Garbage is virtually all recyclable, or can be turned into energy through pyrolysis. We just need to recycle everything or turn it into fuel through burning.

Yes, but it also creates stability issues with the plasma field. It would be a great concept if your application is a pulse rocket (and this has actually been a proposed application of linear RFP fusion devices) but not so much if it is a power plant where you would like stable power generation.

I’m not saying that the proposed system is unworkable, mind you; only that there is insufficient detail to support the timeline and claims in the presentation, and that there are other reasons to question the credibility. Just because it has the “Lockheed Skunk Works” label on it doesn’t mean it isn’t overhyped.

Stranger

If Lockheed really comes out with a “trailer-sized fusion power plant” – and that’s just the power-a-city size, presumably it could be scaled down to “Mr. Fusion” size for other purposes – that means the U.S. armed forces can have fusion-powered tanks and APCs and jeeps and helicopters that can go years before they need refueling. There might even be potential for fusion-powered “jets” or “rockets,” using the fusion plant to heat a reaction-mass that is not the same as the fuel.

I really want this to be true. If we ever get to the point where a reliable design with these capabilities is rolling off an assembly line we could start terraforming deserts with them. It could solve many of our biggest problems.

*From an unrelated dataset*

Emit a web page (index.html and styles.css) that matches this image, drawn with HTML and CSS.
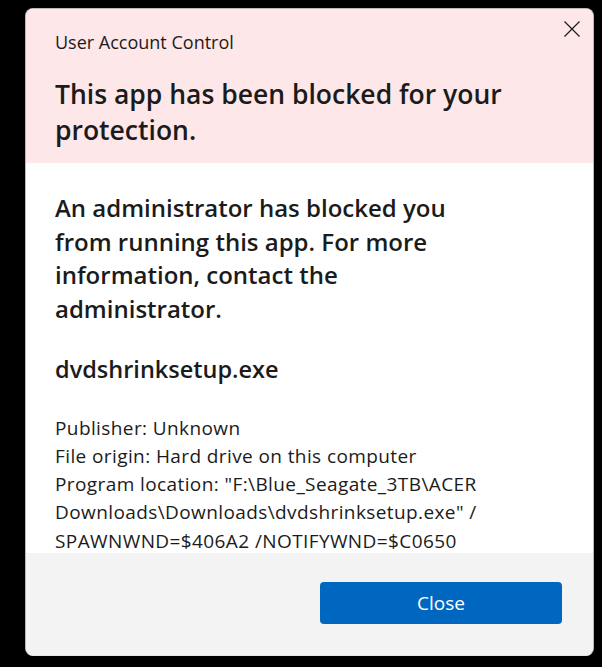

But this doesn’t mean it is feasible. How do we decide what portion of our resources to invest in uncertain but potentially trans-formative technologies at the expense of fission systems proven to be able to provide clean base load power, and other proven means of mitigating our energy dilemma, such as improvements in efficiency? It kinda seems like a poor person deciding how much of their income to spend on a mystery lottery that they don’t know the odds of winning.